N-linked glycosylation is a protein post-trasductional modification that results in the covalent attachment of an oligosaccharide onto a given asparagine residue at the polypeptide chains . It is involved in protein folding, trafficking, and stability, and regulates many cellular activities, especially of extracellular nature . The αsubunit of the IgE high affinity receptor (FcɛRIα) is a transmembrane protein with 7 N-glycosylation sites on the extracellular domain. The glycosylation is key for secretion and stability of the protein .
Herein we have analysed the glycoprofile of the FcɛRIαexpressed in human HEK 293T cells, identifying the presence and the relative abundance of specific glycan epitopes, using Nuclear Magnetic Resonance Spectroscopy.

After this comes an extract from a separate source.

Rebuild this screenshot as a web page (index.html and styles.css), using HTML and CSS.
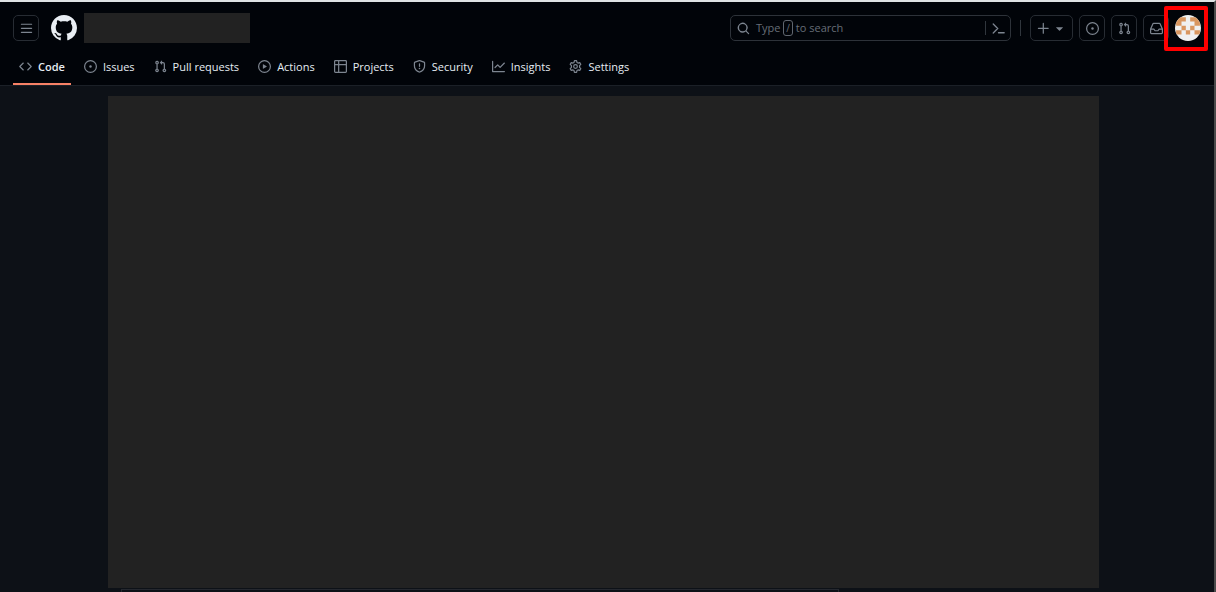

The anomeric region of the 1H,13C-HSQC spectrum shows a high degree of heterogeneity in terms of glycosylation. The deduced structures include the presence of high-mannose (23%), hybrid (35%), and bi- tri- and tetra-antennary complex type (32%) N-glycans with different degrees of fucosylation and sialylation (Fig 1).
The estimation of the solvent accessible surface area (SASA) of FcɛRIαrevealed that Asn132 is the most protected residue. For that reason, we guessed that the high mannose glycan chain is attached to this site. Molecular modelling protocols permitted to guess that the glycan is packed within the two immunoglobulin domains, thus contributing to the stability and structure of the glycoprotein. This hypothesis has been evaluated by expressing the Asn132Ala mutant. The analysis of the secondary structure of the mutant protein using circular dichroism along with the quantification of the 1H,13C-HSQC spectrum has permitted to describe the existing differences in glycan composition between the WT and mutant poroteins.